Por Serafín Fanjul, miembro de la Real Academia de la Historia.
Publicado en ABC, 1 de agosto de 2013
Por
razones personales que no hacen al caso, asistí hace meses a una boda en
Estambul. La ceremonia y la fiesta (por completo «occidental») tuvieron lugar
en la orilla asiática, donde la ciudad va dejando de serlo para convertirse en
bonitos barrios ajardinados de chalecitos o palacios sobre el Bósforo. Para
abreviar, imaginen todos los elementos de una postal en buena fotografía:
crepúsculo en el Estrecho, con los puentes y la vieja urbe de telón de fondo
recortándose en el horizonte, escalinatas que llegaban hasta el agua y amplios
salones para cenar, bailar y… beber. Pero la belleza del sitio y la emoción del
momento casi eran secundarios.

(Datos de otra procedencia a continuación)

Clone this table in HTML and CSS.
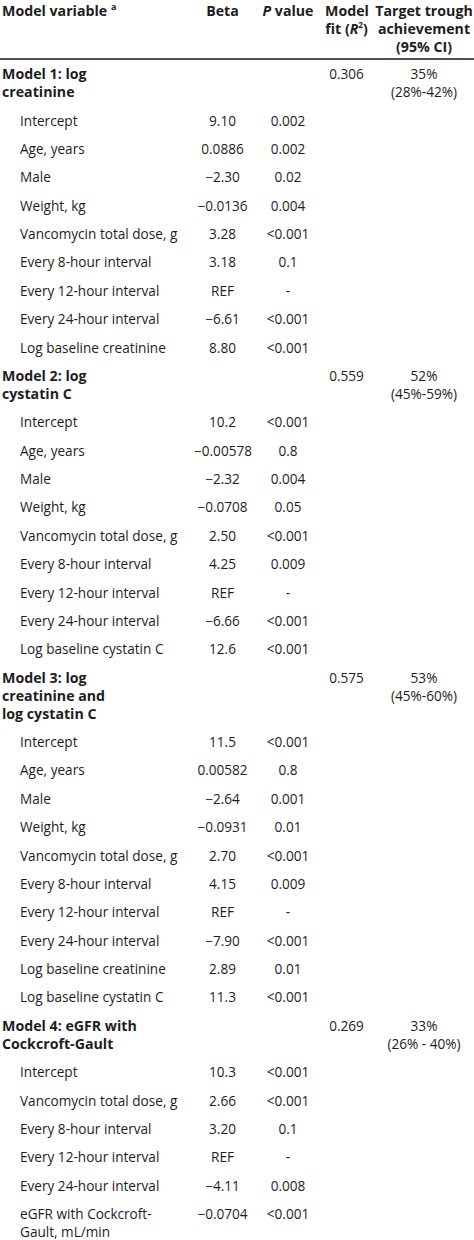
FILE: index.html
```html
<!DOCTYPE html>
<html lang="en">
<head>
<meta charset="utf-8">
<title>Model table</title>
<link rel="stylesheet" href="styles.css">
</head>
<body>
<div class="frame">
<table class="models">
  <colgroup>
    <col class="c-var"><col class="c-beta"><col class="c-p"><col class="c-fit"><col class="c-target">
  </colgroup>
  <thead>
    <tr>
      <th class="var">Model variable <sup>a</sup></th>
      <th>Beta</th>
      <th><i>P</i> value</th>
      <th>Model<br>fit (<i>R</i><sup class="sq">2</sup>)</th>
      <th>Target trough<br>achievement<br>(95% CI)</th>
    </tr>
  </thead>
  <tbody>
    <tr class="model"><td class="var">Model 1: log<br>creatinine</td><td></td><td></td><td>0.306</td><td>35%<br>(28%-42%)</td></tr>
    <tr><td class="item">Intercept</td><td>9.10</td><td>0.002</td><td></td><td></td></tr>
    <tr><td class="item">Age, years</td><td>0.0886</td><td>0.002</td><td></td><td></td></tr>
    <tr><td class="item">Male</td><td>−2.30</td><td>0.02</td><td></td><td></td></tr>
    <tr><td class="item">Weight, kg</td><td>−0.0136</td><td>0.004</td><td></td><td></td></tr>
    <tr><td class="item">Vancomycin total dose, g</td><td>3.28</td><td>&lt;0.001</td><td></td><td></td></tr>
    <tr><td class="item">Every 8-hour interval</td><td>3.18</td><td>0.1</td><td></td><td></td></tr>
    <tr><td class="item">Every 12-hour interval</td><td>REF</td><td>-</td><td></td><td></td></tr>
    <tr><td class="item">Every 24-hour interval</td><td>−6.61</td><td>&lt;0.001</td><td></td><td></td></tr>
    <tr><td class="item">Log baseline creatinine</td><td>8.80</td><td>&lt;0.001</td><td></td><td></td></tr>

    <tr class="model"><td class="var">Model 2: log<br>cystatin C</td><td></td><td></td><td>0.559</td><td>52%<br>(45%-59%)</td></tr>
    <tr><td class="item">Intercept</td><td>10.2</td><td>&lt;0.001</td><td></td><td></td></tr>
    <tr><td class="item">Age, years</td><td>−0.00578</td><td>0.8</td><td></td><td></td></tr>
    <tr><td class="item">Male</td><td>−2.32</td><td>0.004</td><td></td><td></td></tr>
    <tr><td class="item">Weight, kg</td><td>−0.0708</td><td>0.05</td><td></td><td></td></tr>
    <tr><td class="item">Vancomycin total dose, g</td><td>2.50</td><td>&lt;0.001</td><td></td><td></td></tr>
    <tr><td class="item">Every 8-hour interval</td><td>4.25</td><td>0.009</td><td></td><td></td></tr>
    <tr><td class="item">Every 12-hour interval</td><td>REF</td><td>-</td><td></td><td></td></tr>
    <tr><td class="item">Every 24-hour interval</td><td>−6.66</td><td>&lt;0.001</td><td></td><td></td></tr>
    <tr><td class="item">Log baseline cystatin C</td><td>12.6</td><td>&lt;0.001</td><td></td><td></td></tr>

    <tr class="model"><td class="var">Model 3: log<br>creatinine and<br>log cystatin C</td><td></td><td></td><td>0.575</td><td>53%<br>(45%-60%)</td></tr>
    <tr><td class="item">Intercept</td><td>11.5</td><td>&lt;0.001</td><td></td><td></td></tr>
    <tr><td class="item">Age, years</td><td>0.00582</td><td>0.8</td><td></td><td></td></tr>
    <tr><td class="item">Male</td><td>−2.64</td><td>0.001</td><td></td><td></td></tr>
    <tr><td class="item">Weight, kg</td><td>−0.0931</td><td>0.01</td><td></td><td></td></tr>
    <tr><td class="item">Vancomycin total dose, g</td><td>2.70</td><td>&lt;0.001</td><td></td><td></td></tr>
    <tr><td class="item">Every 8-hour interval</td><td>4.15</td><td>0.009</td><td></td><td></td></tr>
    <tr><td class="item">Every 12-hour interval</td><td>REF</td><td>-</td><td></td><td></td></tr>
    <tr><td class="item">Every 24-hour interval</td><td>−7.90</td><td>&lt;0.001</td><td></td><td></td></tr>
    <tr><td class="item">Log baseline creatinine</td><td>2.89</td><td>0.01</td><td></td><td></td></tr>
    <tr><td class="item">Log baseline cystatin C</td><td>11.3</td><td>&lt;0.001</td><td></td><td></td></tr>

    <tr class="model"><td class="var">Model 4: eGFR with<br>Cockcroft-Gault</td><td></td><td></td><td>0.269</td><td>33%<br>(26% - 40%)</td></tr>
    <tr><td class="item">Intercept</td><td>10.3</td><td>&lt;0.001</td><td></td><td></td></tr>
    <tr><td class="item">Vancomycin total dose, g</td><td>2.66</td><td>&lt;0.001</td><td></td><td></td></tr>
    <tr><td class="item">Every 8-hour interval</td><td>3.20</td><td>0.1</td><td></td><td></td></tr>
    <tr><td class="item">Every 12-hour interval</td><td>REF</td><td>-</td><td></td><td></td></tr>
    <tr><td class="item">Every 24-hour interval</td><td>−4.11</td><td>0.008</td><td></td><td></td></tr>
    <tr><td class="item">eGFR with Cockcroft-<br>Gault, mL/min</td><td>−0.0704</td><td>&lt;0.001</td><td></td><td></td></tr>
  </tbody>
</table>
</div>
</body>
</html>
```
FILE: styles.css
```css
html, body {
  margin: 0;
  padding: 0;
  background: #ffffff;
}

body {
  overflow: hidden;
}

.frame {
  width: 474px;
  overflow: hidden;
}

.models {
  width: 480px;
  table-layout: fixed;
  border-collapse: collapse;
  font-family: "Open Sans", "Noto Sans", sans-serif;
  font-size: 13.6px;
  line-height: 18px;
  color: #1f1c1d;
}

.c-var { width: 194px; }
.c-beta { width: 57px; }
.c-p { width: 74px; }
.c-fit { width: 43px; }
.c-target { width: 112px; }

.models th {
  font-size: 14.2px;
  font-weight: 700;
  text-align: center;
  vertical-align: top;
  padding: 2px 0 2px 0;
  border-bottom: 2px solid #4f4f4f;
  white-space: nowrap;
}

.models th.var {
  text-align: left;
  padding-left: 2px;
}

.models sup {
  font-size: 9px;
  line-height: 0;
  vertical-align: 6px;
}

.models sup.sq {
  font-size: 8px;
  vertical-align: 6px;
}

.models td {
  padding: 5.2px 0;
  text-align: center;
  vertical-align: top;
  white-space: nowrap;
}

.models td.var {
  text-align: left;
  padding-left: 2px;
  font-size: 14.2px;
  font-weight: 700;
}

.models td.item {
  text-align: left;
  padding-left: 20px;
}
```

Lo de veras importante se centraba en la
condición de los contrayentes, gracias a la —todavía— legislación laica del
país: una turca musulmana casándose con un europeo cristiano y con proyecto de
vida en Turquía, algo impensable en la inmensa mayoría de los estados
musulmanes, en los cuales tal pretensión tropieza directamente con cárcel o
muerte, aunque lo más probable es que nadie tenga la humorada de intentar algo
así, por haber asumido desde la cuna dónde están los límites del comportamiento
y quiénes los fijan. Y, por ende, un imposible legal.